COMENTARIO AL EVANGELIO
V DOMINGO DE PASCUA
San Jerónimo
Presta
oídos, Señor, a mis palabras (Salmo 5,2). Nadie más que la Iglesia posee tal
confianza. El pecador no se atreve a decir “Atiende Señor a mis palabras.” Tampoco
se atreve a decir “Señor atiende a mis palabras” el que está airado y lanza
maldiciones; más bien prefiere que Dios tenga cerrados sus oídos.
Escucha mi clamor. En las Escrituras,
el clamor no es propio de la voz, sino del corazón. Dícele el Señor a Moisés: ¿Por
qué me andas llamando a gritos?, siendo así que Moisés no había alzado su voz.

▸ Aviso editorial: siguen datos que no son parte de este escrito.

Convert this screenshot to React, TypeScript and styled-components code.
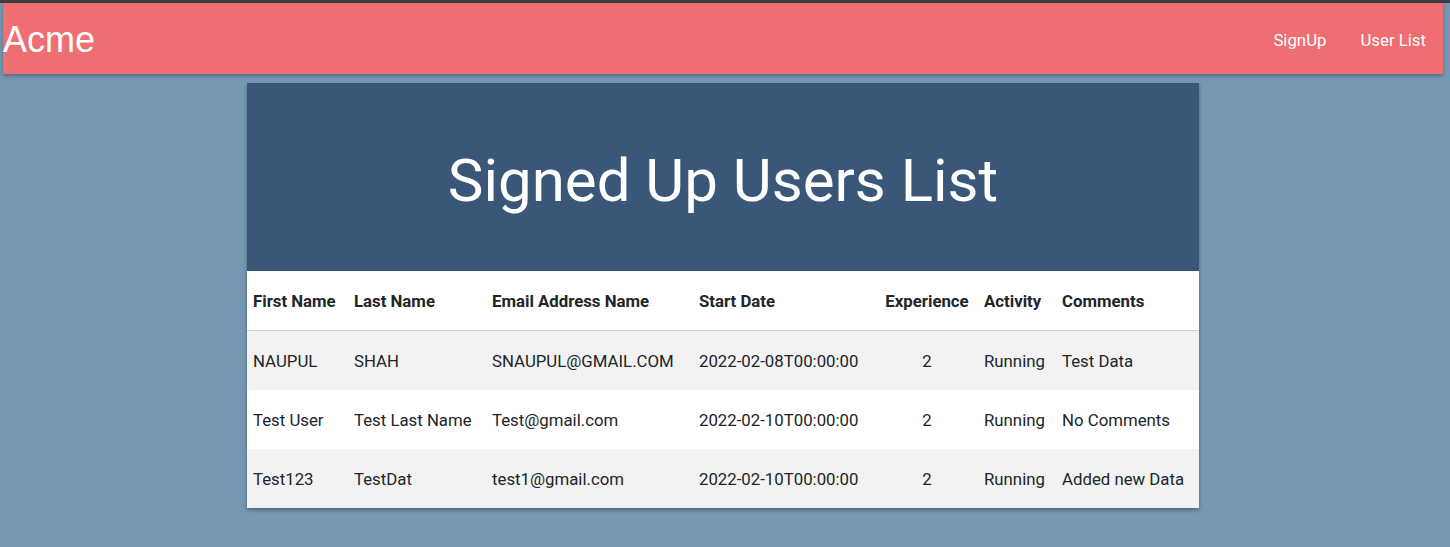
import React from 'react'
import styled, { createGlobalStyle } from 'styled-components'

const GlobalStyle = createGlobalStyle`
    html, body {
        margin: 0;
        padding: 0;
    }
    body {
        background: #7598b2;
        border-top: 3px solid #3b3d40;
        min-height: 544px;
        font-family: Roboto, 'Liberation Sans', sans-serif;
    }
`

interface User {
    firstName: string
    lastName: string
    email: string
    startDate: string
    experience: number
    activity: string
    comments: string
}

const users: User[] = [
    {
        firstName: 'NAUPUL',
        lastName: 'SHAH',
        email: 'SNAUPUL@GMAIL.COM',
        startDate: '2022-02-08T00:00:00',
        experience: 2,
        activity: 'Running',
        comments: 'Test Data',
    },
    {
        firstName: 'Test User',
        lastName: 'Test Last Name',
        email: 'Test@gmail.com',
        startDate: '2022-02-10T00:00:00',
        experience: 2,
        activity: 'Running',
        comments: 'No Comments',
    },
    {
        firstName: 'Test123',
        lastName: 'TestDat',
        email: 'test1@gmail.com',
        startDate: '2022-02-10T00:00:00',
        experience: 2,
        activity: 'Running',
        comments: 'Added new Data',
    },
]

const columns = [
    { label: 'First Name', width: 101 },
    { label: 'Last Name', width: 138 },
    { label: 'Email Address Name', width: 207 },
    { label: 'Start Date', width: 183 },
    { label: 'Experience', width: 102, center: true },
    { label: 'Activity', width: 78 },
    { label: 'Comments', width: 143 },
]

export default function App() {
    return (
        <>
            <GlobalStyle />
            <Page>
                <NavBar>
                    <Brand>Acme</Brand>
                    <NavLinks>
                        <NavLink href="#">SignUp</NavLink>
                        <NavLink href="#">User List</NavLink>
                    </NavLinks>
                </NavBar>
                <Card>
                    <CardHeader>
                        <Title>Signed Up Users List</Title>
                    </CardHeader>
                    <Table>
                        <colgroup>
                            {columns.map((col) => (
                                <col key={col.label} style={{ width: col.width }} />
                            ))}
                        </colgroup>
                        <thead>
                            <tr>
                                {columns.map((col) => (
                                    <HeadCell key={col.label} $center={col.center}>
                                        {col.label}
                                    </HeadCell>
                                ))}
                            </tr>
                        </thead>
                        <tbody>
                            {users.map((user, i) => (
                                <Row key={user.email} $striped={i % 2 === 0}>
                                    <Cell>{user.firstName}</Cell>
                                    <Cell>{user.lastName}</Cell>
                                    <Cell>{user.email}</Cell>
                                    <Cell>{user.startDate}</Cell>
                                    <Cell $center>{user.experience}</Cell>
                                    <Cell>{user.activity}</Cell>
                                    <Cell>{user.comments}</Cell>
                                </Row>
                            ))}
                        </tbody>
                    </Table>
                </Card>
            </Page>
        </>
    )
}

const Page = styled.div`
    display: flex;
    flex-direction: column;
    align-items: center;
    padding: 0 3px;
`

const NavBar = styled.header`
    align-self: stretch;
    height: 71px;
    background: #ef6e72;
    display: flex;
    align-items: center;
    justify-content: space-between;
    box-shadow: 0 2px 4px rgba(0, 0, 0, 0.3);
    margin-right: 4px;
`

const Brand = styled.div`
    font-family: 'Liberation Sans', Arial, sans-serif;
    font-size: 36px;
    color: #fff;
    margin-top: 2px;
`

const NavLinks = styled.nav`
    display: flex;
    gap: 34px;
    padding-right: 17px;
    margin-top: 3px;
`

const NavLink = styled.a`
    color: #fff;
    text-decoration: none;
    font-size: 16.8px;
    font-family: Roboto, sans-serif;
`

const Card = styled.section`
    width: 952px;
    margin-top: 9px;
    margin-right: 4px;
    background: #fff;
    box-shadow: 0 2px 4px rgba(0, 0, 0, 0.35);
`

const CardHeader = styled.div`
    height: 188px;
    background: #3a5679;
    display: flex;
    align-items: center;
    justify-content: center;
`

const Title = styled.h1`
    margin: 6px 0 0;
    font-family: Roboto, sans-serif;
    font-weight: 400;
    font-size: 60px;
    color: #fff;
`

const Table = styled.table`
    width: 100%;
    table-layout: fixed;
    border-collapse: collapse;
    font-family: Roboto, sans-serif;
    font-size: 16.8px;
    color: #212529;
`

const HeadCell = styled.th<{ $center?: boolean }>`
    height: 59px;
    padding: 0 6px;
    text-align: ${(p) => (p.$center ? 'center' : 'left')};
    font-weight: 700;
    white-space: nowrap;
    border-bottom: 1px solid #d4d4d4;
`

const Row = styled.tr<{ $striped: boolean }>`
    background: ${(p) => (p.$striped ? '#f2f2f2' : '#fff')};
`

const Cell = styled.td<{ $center?: boolean }>`
    height: 59px;
    padding: 0 6px;
    text-align: ${(p) => (p.$center ? 'center' : 'left')};
    white-space: nowrap;
`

Escucha mi clamor. Afirma también el apóstol san Pablo: Clamando en nuestros
corazones: Abba, Padre. Cierto es que, quien grita, no lo hace con el corazón,
sino con la lengua. ¿Cómo es que, entonces, el apóstol Pablo dice eso de clamando
en nuestros corazones? Por tanto, cuando es nuestro gemido y nuestra conciencia
los que imploran, Dios percibe ese clamor. De ahí, que Jeremías diga: No
permanezca en silencio la pupila de mi ojo. A veces también la pupila del ojo
clama a Dios. Cierto es que, si la pupila del ojo clama, no es ella la que lo
hace, sino la lengua. Más del mismo modo que clamamos en nuestros corazones
cuando imploramos al Señor con nuestros lamentos, así también la pupila de
nuestro ojo clama a Dios cuando derramamos nuestras lágrimas ante su presencia.